- [Data shown]
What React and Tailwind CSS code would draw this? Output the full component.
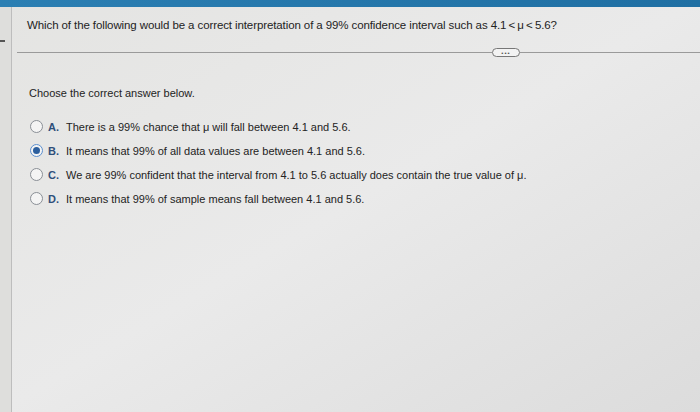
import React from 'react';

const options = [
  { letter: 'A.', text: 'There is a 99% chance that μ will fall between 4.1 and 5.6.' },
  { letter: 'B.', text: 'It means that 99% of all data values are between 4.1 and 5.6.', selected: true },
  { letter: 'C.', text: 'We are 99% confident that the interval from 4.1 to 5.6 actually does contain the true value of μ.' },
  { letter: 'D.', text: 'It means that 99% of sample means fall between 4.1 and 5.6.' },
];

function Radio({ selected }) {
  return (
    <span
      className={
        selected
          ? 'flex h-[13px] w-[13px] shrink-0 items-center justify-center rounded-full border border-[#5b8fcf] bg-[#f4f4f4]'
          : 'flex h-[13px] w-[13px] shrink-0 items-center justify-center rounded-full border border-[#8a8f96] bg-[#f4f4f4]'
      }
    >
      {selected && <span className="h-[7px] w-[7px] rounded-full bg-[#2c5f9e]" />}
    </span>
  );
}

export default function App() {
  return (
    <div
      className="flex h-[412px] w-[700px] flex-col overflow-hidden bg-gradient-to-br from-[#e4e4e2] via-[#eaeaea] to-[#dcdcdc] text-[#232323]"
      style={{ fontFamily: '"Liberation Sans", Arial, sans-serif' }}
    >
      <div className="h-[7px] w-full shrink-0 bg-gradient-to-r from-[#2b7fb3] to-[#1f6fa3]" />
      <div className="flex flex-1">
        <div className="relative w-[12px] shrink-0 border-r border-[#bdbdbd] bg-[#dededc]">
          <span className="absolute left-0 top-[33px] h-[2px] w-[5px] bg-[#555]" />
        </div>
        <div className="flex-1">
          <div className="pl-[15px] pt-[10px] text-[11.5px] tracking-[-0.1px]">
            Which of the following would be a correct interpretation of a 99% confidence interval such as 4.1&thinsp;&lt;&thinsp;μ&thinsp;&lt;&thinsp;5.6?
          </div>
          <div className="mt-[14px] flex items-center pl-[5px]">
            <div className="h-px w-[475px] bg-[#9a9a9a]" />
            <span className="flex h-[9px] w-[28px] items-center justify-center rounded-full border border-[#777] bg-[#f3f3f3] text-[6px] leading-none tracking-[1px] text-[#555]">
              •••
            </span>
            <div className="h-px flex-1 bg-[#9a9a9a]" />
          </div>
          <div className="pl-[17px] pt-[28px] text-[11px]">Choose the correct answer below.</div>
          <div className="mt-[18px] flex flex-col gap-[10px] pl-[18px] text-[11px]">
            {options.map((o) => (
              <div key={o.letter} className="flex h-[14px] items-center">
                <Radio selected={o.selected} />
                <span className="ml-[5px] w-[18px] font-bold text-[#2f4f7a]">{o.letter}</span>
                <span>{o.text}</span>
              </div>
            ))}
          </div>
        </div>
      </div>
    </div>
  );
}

- [The request] Write out each line again precisely as it appears, skipping every picture.

- [Written response]
What React and Tailwind CSS code would draw this? Output the full component.
import React from 'react';

const options = [
  { letter: 'A.', text: 'There is a 99% chance that μ will fall between 4.1 and 5.6.' },
  { letter: 'B.', text: 'It means that 99% of all data values are between 4.1 and 5.6.', selected: true },
  { letter: 'C.', text: 'We are 99% confident that the interval from 4.1 to 5.6 actually does contain the true value of μ.' },
  { letter: 'D.', text: 'It means that 99% of sample means fall between 4.1 and 5.6.' },
];

function Radio({ selected }) {
  return (
    <span
      className={
        selected
          ? 'flex h-[13px] w-[13px] shrink-0 items-center justify-center rounded-full border border-[#5b8fcf] bg-[#f4f4f4]'
          : 'flex h-[13px] w-[13px] shrink-0 items-center justify-center rounded-full border border-[#8a8f96] bg-[#f4f4f4]'
      }
    >
      {selected && <span className="h-[7px] w-[7px] rounded-full bg-[#2c5f9e]" />}
    </span>
  );
}

export default function App() {
  return (
    <div
      className="flex h-[412px] w-[700px] flex-col overflow-hidden bg-gradient-to-br from-[#e4e4e2] via-[#eaeaea] to-[#dcdcdc] text-[#232323]"
      style={{ fontFamily: '"Liberation Sans", Arial, sans-serif' }}
    >
      <div className="h-[7px] w-full shrink-0 bg-gradient-to-r from-[#2b7fb3] to-[#1f6fa3]" />
      <div className="flex flex-1">
        <div className="relative w-[12px] shrink-0 border-r border-[#bdbdbd] bg-[#dededc]">
          <span className="absolute left-0 top-[33px] h-[2px] w-[5px] bg-[#555]" />
        </div>
        <div className="flex-1">
          <div className="pl-[15px] pt-[10px] text-[11.5px] tracking-[-0.1px]">
            Which of the following would be a correct interpretation of a 99% confidence interval such as 4.1&thinsp;&lt;&thinsp;μ&thinsp;&lt;&thinsp;5.6?
          </div>
          <div className="mt-[14px] flex items-center pl-[5px]">
            <div className="h-px w-[475px] bg-[#9a9a9a]" />
            <span className="flex h-[9px] w-[28px] items-center justify-center rounded-full border border-[#777] bg-[#f3f3f3] text-[6px] leading-none tracking-[1px] text-[#555]">
              •••
            </span>
            <div className="h-px flex-1 bg-[#9a9a9a]" />
          </div>
          <div className="pl-[17px] pt-[28px] text-[11px]">Choose the correct answer below.</div>
          <div className="mt-[18px] flex flex-col gap-[10px] pl-[18px] text-[11px]">
            {options.map((o) => (
              <div key={o.letter} className="flex h-[14px] items-center">
                <Radio selected={o.selected} />
                <span className="ml-[5px] w-[18px] font-bold text-[#2f4f7a]">{o.letter}</span>
                <span>{o.text}</span>
              </div>
            ))}
          </div>
        </div>
      </div>
    </div>
  );
}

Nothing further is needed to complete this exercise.